**TO DO:**
From the entries below, copy every line holding the word "this".

Records with interface code:
╔══

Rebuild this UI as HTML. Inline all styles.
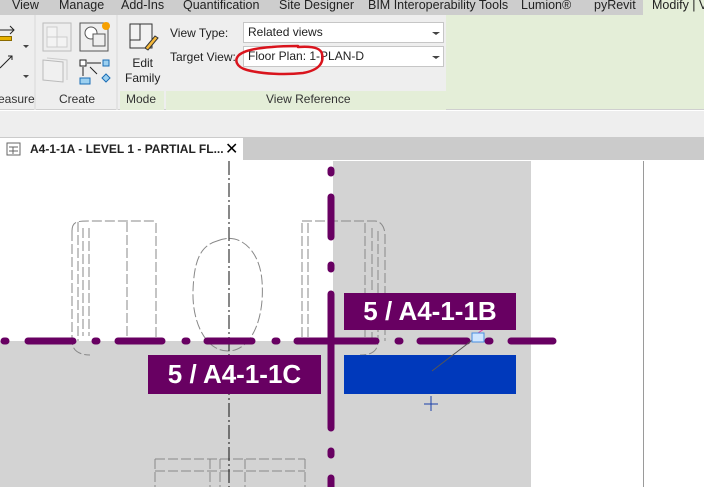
<!DOCTYPE html>
<html><head><style>
*{margin:0;padding:0;box-sizing:border-box}
body{width:704px;height:487px;overflow:hidden;position:relative;font-family:"Liberation Sans",sans-serif;background:#fff}
.a{position:absolute}
.t{font-size:12px;color:#222;white-space:nowrap}
.lbl{position:absolute;background:#680062;color:#fff;font-weight:bold;font-size:26px;line-height:37px;text-align:center}
</style></head><body>
<div class="a" style="left:0;top:0;width:704px;height:15px;background:#cdcdcd"></div>
<div class="a" style="left:643px;top:0;width:61px;height:16px;background:#e4eed8"></div>
<div class="a t" style="left:12px;top:-2px;font-size:12.5px">View</div>
<div class="a t" style="left:59px;top:-2px;font-size:12.5px">Manage</div>
<div class="a t" style="left:121px;top:-2px;font-size:12.5px">Add-Ins</div>
<div class="a t" style="left:183px;top:-2px;font-size:12.5px">Quantification</div>
<div class="a t" style="left:279px;top:-2px;font-size:12.5px">Site Designer</div>
<div class="a t" style="left:368px;top:-2px;font-size:12.5px">BIM Interoperability Tools</div>
<div class="a t" style="left:521px;top:-2px;font-size:12.5px">Lumion®</div>
<div class="a t" style="left:594px;top:-2px;font-size:12.5px">pyRevit</div>
<div class="a t" style="left:652px;top:-2px;font-size:12.5px">Modify | V</div>
<div class="a" style="left:0;top:15px;width:704px;height:95px;background:#eeeeee;border-bottom:1px solid #cfcfcf"></div>
<div class="a" style="left:446px;top:15px;width:258px;height:95px;background:#e4eed8;border-bottom:1px solid #cfcfcf"></div>
<div class="a" style="left:34px;top:15px;width:2px;height:95px;background:#e3e3e3"></div>
<div class="a" style="left:116px;top:15px;width:2px;height:95px;background:#e3e3e3"></div>
<div class="a" style="left:120px;top:91px;width:44px;height:19px;background:#e4eed8"></div>
<div class="a" style="left:166px;top:91px;width:280px;height:19px;background:#e4eed8"></div>
<div class="a t" style="left:-2px;top:92px;font-size:12px;color:#333">easure</div>
<div class="a t" style="left:59px;top:92px;font-size:12px;color:#333">Create</div>
<div class="a t" style="left:126px;top:92px;font-size:12px;color:#333">Mode</div>
<div class="a t" style="left:266px;top:92px;font-size:12px;color:#333">View Reference</div>
<div class="a t" style="left:125px;top:56px;line-height:15px;text-align:center;font-size:12px">Edit<br>Family</div>
<div class="a" style="left:-2px;top:36px;width:14px;height:5px;background:#e8b200;border:1px solid #8a6a00"></div>
<svg class="a" style="left:0;top:18px" width="170" height="72"><path d="M0 12H14M10 8L14 12 10 16" stroke="#222" fill="none"/><path d="M0 50L12 38M8 38H12V42" stroke="#222" fill="none"/><path d="M23 27l3 3 3-3z M23 57l3 3 3-3z" fill="#444"/>
<rect x="43" y="5" width="28" height="28" fill="none" stroke="#bbb"/><rect x="47" y="9" width="10" height="10" fill="#f3f3f3" stroke="#ccc"/><rect x="57" y="19" width="10" height="10" fill="#f3f3f3" stroke="#ccc"/><rect x="47" y="19" width="10" height="10" fill="#f3f3f3" stroke="#ccc"/>
<rect x="80" y="5" width="28" height="28" fill="none" stroke="#555"/><circle cx="91" cy="15" r="6" fill="#fff" stroke="#555"/><rect x="93" y="16" width="12" height="12" fill="#eee" stroke="#555"/><circle cx="106" cy="8" r="4" fill="#f6a000"/>
<path d="M43 42l20 2v20l-20-2z" fill="#f0f0f0" stroke="#bbb"/><path d="M47 40l20 2v20" fill="none" stroke="#ccc"/>
<rect x="80" y="42" width="6" height="6" fill="#fff" stroke="#222"/><rect x="103" y="42" width="6" height="6" fill="#9cd0f0" stroke="#1a6db5"/><path d="M87 45H101" stroke="#222"/><path d="M83 49V58M90 49L97 56" stroke="#222"/><rect x="80" y="60" width="10" height="6" fill="#9cd0f0" stroke="#1a6db5"/><path d="M102 60l4-4 4 4-4 4z" fill="#9cd0f0" stroke="#1a6db5"/>
<rect x="130" y="6" width="22" height="24" fill="#f2f2f2" stroke="#333"/><path d="M130 22H140V6" stroke="#333" fill="none"/><path d="M145 30l10-12 3 2-10 12z" fill="#f6b93b" stroke="#333"/></svg>
<div class="a t" style="left:170px;top:26px">View Type:</div>
<div class="a t" style="left:170px;top:50px">Target View:</div>
<div class="a" style="left:243px;top:22px;width:201px;height:21px;background:#fff;border:1px solid #c6c6c6"></div>
<div class="a" style="left:243px;top:46px;width:201px;height:21px;background:#fff;border:1px solid #c6c6c6"></div>
<div class="a t" style="left:248px;top:25px">Related views</div>
<div class="a t" style="left:248px;top:49px">Floor Plan: 1-PLAN-D</div>
<svg class="a" style="left:0;top:0" width="704" height="110"><path d="M432 32l4 3 4-3z M432 56l4 3 4-3z" fill="#444"/>
<path d="M298 47C312 46 321 48 322 54C324 62 320 70 303 73C285 75 262 74 247 70C236 67 234 60 239 55C245 50 258 48 272 47C282 46 292 46 298 46" stroke="#d9141d" stroke-width="2.5" fill="none" stroke-linecap="round"/></svg>
<div class="a" style="left:0;top:111px;width:704px;height:26px;background:#eeeeee"></div>
<div class="a" style="left:0;top:137px;width:704px;height:23px;background:#cbcbcb"></div>
<div class="a" style="left:0;top:138px;width:243px;height:22px;background:#fff"></div>
<svg class="a" style="left:6px;top:142px" width="16" height="14"><rect x="1" y="1" width="13" height="12" fill="none" stroke="#666"/><path d="M3 5H12M3 9H12M7 5V12" stroke="#666"/></svg>
<div class="a t" style="left:30px;top:142px;font-weight:bold;font-size:12px">A4-1-1A - LEVEL 1 - PARTIAL FL...</div>
<div class="a" style="left:225px;top:139px;font-size:16px">✕</div>
<div class="a" style="left:0;top:161px;width:704px;height:326px;background:#fff"></div>
<div class="a" style="left:333px;top:161px;width:198px;height:326px;background:#d3d3d3"></div>
<div class="a" style="left:0;top:341px;width:333px;height:146px;background:#d3d3d3"></div>
<div class="a" style="left:643px;top:161px;width:1px;height:326px;background:#9a9a9a"></div>
<svg class="a" style="left:0;top:161px" width="560" height="326">
<g stroke="#888" fill="none" stroke-width="1" stroke-dasharray="10 3">
<path d="M78 61V180M83 67V175M89 67V175M127 61V180M156 62V180M72 70C72 60 78 60 90 60H156M72 70V180C72 190 80 194 90 194"/>
<path d="M302 62V180M308 62V180M365 62V180M372 67V180M378 70V180C378 190 372 194 360 194M302 60H375C380 60 385 65 385 75V180"/>
<path d="M217 80C240 70 260 90 262 120C265 160 250 190 228 190C205 190 192 160 193 130C194 100 200 85 217 80"/>
<path d="M155 298H305M155 310H305M155 298V326M210 298V326M220 298V326M245 298V326M305 298V326"/>
</g>
<path d="M229 0V326" stroke="#111" stroke-dasharray="14 3 2 3"/>
<g stroke="#680062" stroke-width="7" stroke-linecap="round">
<path d="M4 180H6M28 180H73M95 180H97M118 180H162M185 180H187M207 180H252M275 180H277M297 180H376M398 180H400M420 180H467M488 180H490M511 180H553"/>
<path d="M331 9V12M331 36V76M331 104V108M331 133V267M331 290V294M331 317V326"/>
</g>
<rect x="344" y="194" width="172" height="39" fill="#0039bb"/>
<path d="M432 210L475 177" stroke="#555"/>
<path d="M478 172l6-4" stroke="#e040a0"/>
<rect x="472" y="172" width="12" height="9" fill="#cfe6ff" stroke="#4a8fe0"/>
<path d="M431 235V250M424 243H438" stroke="#1a3fa8"/>
</svg>
<div class="lbl" style="left:344px;top:293px;width:172px">5 / A4-1-1B</div>
<div class="lbl" style="left:148px;top:355px;width:173px;height:39px;line-height:39px">5 / A4-1-1C</div>
</body></html>
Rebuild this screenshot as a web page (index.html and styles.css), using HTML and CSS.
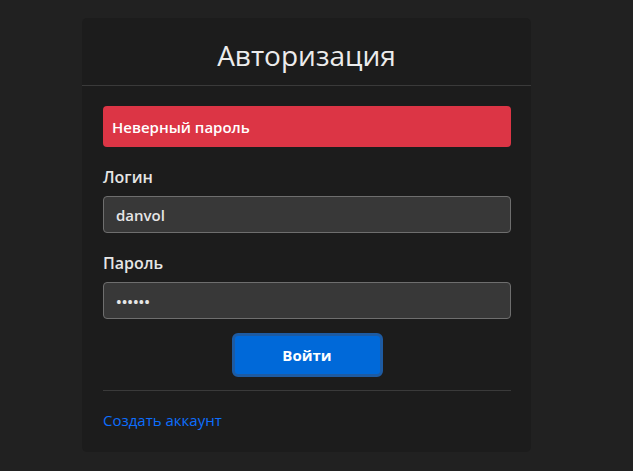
FILE: index.html
```html
<!DOCTYPE html>
<html lang="ru">
<head>
<meta charset="utf-8">
<link rel="stylesheet" href="styles.css">
</head>
<body>
<div class="page">
  <div class="card">
    <div class="card-header"><h1 class="title">Авторизация</h1></div>
    <div class="card-body">
      <div class="alert">Неверный пароль</div>
      <label class="label" for="login">Логин</label>
      <input class="input" id="login" type="text" value="danvol">
      <label class="label" for="pass">Пароль</label>
      <input class="input" id="pass" type="password" value="secret">
      <div class="actions"><button class="btn">Войти</button></div>
      <hr class="divider">
      <a class="link" href="#">Создать аккаунт</a>
    </div>
  </div>
</div>
</body>
</html>
```
FILE: styles.css
```css
html, body { margin: 0; padding: 0; }
body {
  background: #212121;
  font-family: "Open Sans", "DejaVu Sans", sans-serif;
  color: #e6e6e6;
}
.page {
  display: flex;
  justify-content: center;
  padding-top: 18px;
  padding-right: 20px;
}
.card {
  width: 449px;
  height: 434px;
  background: #1c1c1c;
  border-radius: 5px;
  box-sizing: border-box;
}
.card-header {
  height: 68px;
  border-bottom: 1px solid #3a3a3a;
  display: flex;
  align-items: center;
  justify-content: center;
  box-sizing: border-box;
}
.title {
  margin: 0;
  font-size: 28px;
  font-weight: 500;
  color: #ececec;
  padding-top: 6px;
}
.card-body {
  padding: 20px 20px 0 21px;
  display: flex;
  flex-direction: column;
}
.alert {
  height: 41px;
  background: #dc3545;
  border-radius: 4px;
  color: #fff;
  font-size: 15px;
  font-weight: 600;
  display: flex;
  align-items: center;
  padding-left: 9px;
  box-sizing: border-box;
}
.label {
  margin-top: 19px;
  height: 30px;
  font-size: 16px;
  font-weight: 600;
  color: #e6e6e6;
}
.input {
  height: 37px;
  box-sizing: border-box;
  background: #383838;
  border: 1px solid #6e6e6e;
  border-radius: 4px;
  color: #e6e6e6;
  font-family: inherit;
  font-size: 15px;
  font-weight: 600;
  padding: 0 12px;
  margin: 0;
  width: 100%;
}
.actions {
  display: flex;
  justify-content: center;
  margin-top: 14px;
}
.btn {
  width: 151px;
  height: 44px;
  background: #0069d9;
  border: 3px solid #1d5ba3;
  border-radius: 6px;
  color: #fff;
  font-family: inherit;
  font-size: 15px;
  font-weight: 700;
}
.divider {
  margin: 13px 0 0;
  border: 0;
  border-top: 1px solid #3a3a3a;
}
.link {
  margin-top: 19px;
  color: #0d6efd;
  text-decoration: none;
  font-size: 15px;
  font-weight: 500;
  align-self: flex-start;
}
```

╚══

**COMPLETED TASK:**
Rebuild this UI as HTML. Inline all styles.
Rebuild this screenshot as a web page (index.html and styles.css), using HTML and CSS.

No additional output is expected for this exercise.